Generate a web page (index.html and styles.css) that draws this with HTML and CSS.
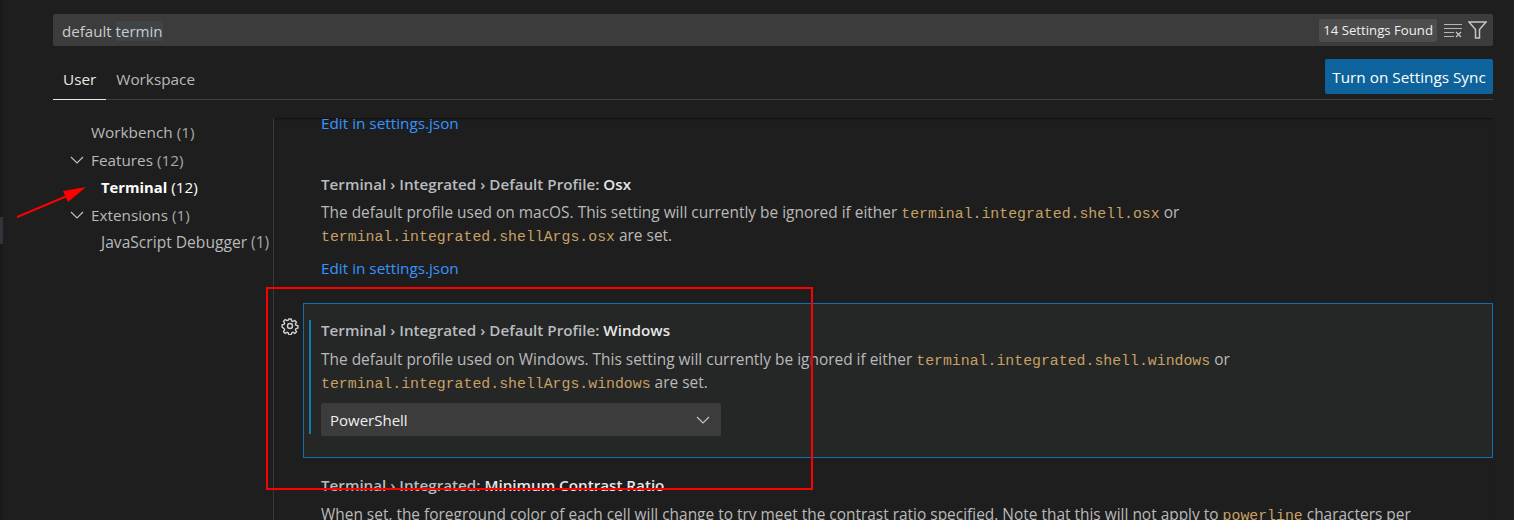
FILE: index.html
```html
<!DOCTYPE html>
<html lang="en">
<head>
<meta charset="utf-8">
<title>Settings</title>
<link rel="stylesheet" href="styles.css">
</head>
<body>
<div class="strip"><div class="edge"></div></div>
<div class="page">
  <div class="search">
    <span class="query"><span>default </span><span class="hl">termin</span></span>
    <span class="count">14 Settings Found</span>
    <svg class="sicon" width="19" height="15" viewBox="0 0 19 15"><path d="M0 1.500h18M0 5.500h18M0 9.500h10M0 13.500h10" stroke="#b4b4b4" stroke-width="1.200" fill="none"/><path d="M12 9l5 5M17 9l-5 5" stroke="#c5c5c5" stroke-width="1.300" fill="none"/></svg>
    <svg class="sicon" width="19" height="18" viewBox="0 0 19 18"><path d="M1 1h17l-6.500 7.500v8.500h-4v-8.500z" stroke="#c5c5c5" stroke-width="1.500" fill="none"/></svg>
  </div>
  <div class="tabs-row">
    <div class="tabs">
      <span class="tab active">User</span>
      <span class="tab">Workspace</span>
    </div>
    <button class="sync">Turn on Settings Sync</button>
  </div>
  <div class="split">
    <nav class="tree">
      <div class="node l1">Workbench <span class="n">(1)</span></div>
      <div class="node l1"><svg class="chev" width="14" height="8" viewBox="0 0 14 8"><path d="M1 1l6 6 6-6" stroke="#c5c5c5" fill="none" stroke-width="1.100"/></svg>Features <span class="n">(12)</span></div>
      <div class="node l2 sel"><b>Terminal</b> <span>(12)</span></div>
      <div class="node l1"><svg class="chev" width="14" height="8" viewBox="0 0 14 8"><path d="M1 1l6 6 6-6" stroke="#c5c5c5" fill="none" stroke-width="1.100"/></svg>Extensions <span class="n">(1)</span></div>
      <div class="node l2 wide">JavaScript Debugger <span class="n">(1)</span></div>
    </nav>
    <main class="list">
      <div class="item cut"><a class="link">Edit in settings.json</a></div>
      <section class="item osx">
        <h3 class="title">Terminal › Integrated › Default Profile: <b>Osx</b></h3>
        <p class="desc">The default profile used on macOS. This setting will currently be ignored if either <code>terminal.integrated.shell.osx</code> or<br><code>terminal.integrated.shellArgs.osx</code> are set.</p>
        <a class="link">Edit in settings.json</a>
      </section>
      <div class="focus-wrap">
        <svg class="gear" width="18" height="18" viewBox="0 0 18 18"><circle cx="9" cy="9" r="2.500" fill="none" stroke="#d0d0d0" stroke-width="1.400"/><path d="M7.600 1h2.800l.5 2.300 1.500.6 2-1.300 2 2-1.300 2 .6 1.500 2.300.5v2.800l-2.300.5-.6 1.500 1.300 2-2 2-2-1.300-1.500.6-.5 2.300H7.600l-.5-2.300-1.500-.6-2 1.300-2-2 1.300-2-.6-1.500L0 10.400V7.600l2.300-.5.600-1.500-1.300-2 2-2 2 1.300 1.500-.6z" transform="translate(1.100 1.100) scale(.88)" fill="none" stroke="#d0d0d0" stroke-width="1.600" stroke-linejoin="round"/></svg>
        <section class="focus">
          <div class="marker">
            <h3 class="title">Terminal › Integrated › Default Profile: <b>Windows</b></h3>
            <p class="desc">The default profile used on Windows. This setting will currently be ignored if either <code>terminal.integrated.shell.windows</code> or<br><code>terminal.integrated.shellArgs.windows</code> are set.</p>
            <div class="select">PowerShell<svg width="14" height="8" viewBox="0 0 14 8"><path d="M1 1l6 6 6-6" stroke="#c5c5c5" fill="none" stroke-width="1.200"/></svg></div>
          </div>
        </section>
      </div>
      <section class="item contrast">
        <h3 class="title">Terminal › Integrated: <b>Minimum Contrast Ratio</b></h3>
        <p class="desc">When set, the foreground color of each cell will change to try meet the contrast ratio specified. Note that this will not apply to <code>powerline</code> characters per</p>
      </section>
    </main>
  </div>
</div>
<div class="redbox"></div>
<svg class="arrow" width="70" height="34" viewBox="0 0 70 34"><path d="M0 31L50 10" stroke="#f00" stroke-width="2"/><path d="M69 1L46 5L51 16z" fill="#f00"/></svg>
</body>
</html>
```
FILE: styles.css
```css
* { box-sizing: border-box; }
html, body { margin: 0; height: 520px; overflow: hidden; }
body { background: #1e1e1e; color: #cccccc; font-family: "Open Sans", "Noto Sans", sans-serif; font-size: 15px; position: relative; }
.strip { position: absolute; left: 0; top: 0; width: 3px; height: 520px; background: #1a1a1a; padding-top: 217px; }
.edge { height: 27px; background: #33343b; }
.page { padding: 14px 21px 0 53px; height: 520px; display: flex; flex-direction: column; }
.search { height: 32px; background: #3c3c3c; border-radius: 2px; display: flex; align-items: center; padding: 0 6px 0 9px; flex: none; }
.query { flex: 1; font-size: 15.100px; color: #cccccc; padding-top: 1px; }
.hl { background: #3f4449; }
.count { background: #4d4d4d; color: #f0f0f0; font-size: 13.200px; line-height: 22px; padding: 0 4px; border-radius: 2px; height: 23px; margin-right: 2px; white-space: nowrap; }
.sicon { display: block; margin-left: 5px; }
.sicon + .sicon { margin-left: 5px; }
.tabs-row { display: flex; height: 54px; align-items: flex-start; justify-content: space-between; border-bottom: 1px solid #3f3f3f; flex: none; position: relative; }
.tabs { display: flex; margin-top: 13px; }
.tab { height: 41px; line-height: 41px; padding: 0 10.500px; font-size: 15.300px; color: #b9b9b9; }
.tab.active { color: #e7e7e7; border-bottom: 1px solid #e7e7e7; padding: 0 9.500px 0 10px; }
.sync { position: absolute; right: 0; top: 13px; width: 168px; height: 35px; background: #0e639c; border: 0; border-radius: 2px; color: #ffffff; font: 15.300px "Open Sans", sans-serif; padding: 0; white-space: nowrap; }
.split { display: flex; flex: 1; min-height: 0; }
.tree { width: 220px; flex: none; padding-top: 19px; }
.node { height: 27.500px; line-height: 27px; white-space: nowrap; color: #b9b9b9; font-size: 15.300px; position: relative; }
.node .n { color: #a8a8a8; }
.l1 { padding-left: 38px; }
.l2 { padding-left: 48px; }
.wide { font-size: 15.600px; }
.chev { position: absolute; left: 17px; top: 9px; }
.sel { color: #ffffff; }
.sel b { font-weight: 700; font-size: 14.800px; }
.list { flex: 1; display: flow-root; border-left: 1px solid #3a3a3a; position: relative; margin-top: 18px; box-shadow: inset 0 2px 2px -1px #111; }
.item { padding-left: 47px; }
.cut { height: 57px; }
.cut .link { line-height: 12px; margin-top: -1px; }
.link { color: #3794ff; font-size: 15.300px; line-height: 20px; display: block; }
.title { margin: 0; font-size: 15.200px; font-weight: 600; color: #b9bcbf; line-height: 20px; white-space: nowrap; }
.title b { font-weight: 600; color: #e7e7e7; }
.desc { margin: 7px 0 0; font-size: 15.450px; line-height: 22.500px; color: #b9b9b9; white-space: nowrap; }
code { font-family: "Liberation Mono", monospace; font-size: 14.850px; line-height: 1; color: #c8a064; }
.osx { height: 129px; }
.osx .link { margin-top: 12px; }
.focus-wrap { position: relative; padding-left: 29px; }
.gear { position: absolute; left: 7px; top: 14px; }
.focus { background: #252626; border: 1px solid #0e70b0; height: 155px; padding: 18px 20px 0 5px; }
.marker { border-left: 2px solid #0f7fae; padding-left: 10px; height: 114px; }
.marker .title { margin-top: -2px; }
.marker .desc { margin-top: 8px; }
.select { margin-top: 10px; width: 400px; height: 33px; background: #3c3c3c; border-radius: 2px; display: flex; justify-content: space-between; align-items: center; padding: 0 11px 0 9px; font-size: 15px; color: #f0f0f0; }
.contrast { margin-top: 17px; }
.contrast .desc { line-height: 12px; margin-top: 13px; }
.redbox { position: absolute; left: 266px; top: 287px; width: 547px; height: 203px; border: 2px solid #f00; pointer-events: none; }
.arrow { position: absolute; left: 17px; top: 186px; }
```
□ □ □ □ □ □ □
**Task details:** Identify every line above with the string "that" in it. Copy those lines.

**Result for this exercise:**
Generate a web page (index.html and styles.css) that draws this with HTML and CSS.
        <p class="desc">When set, the foreground color of each cell will change to try meet the contrast ratio specified. Note that this will not apply to <code>powerline</code> characters per</p>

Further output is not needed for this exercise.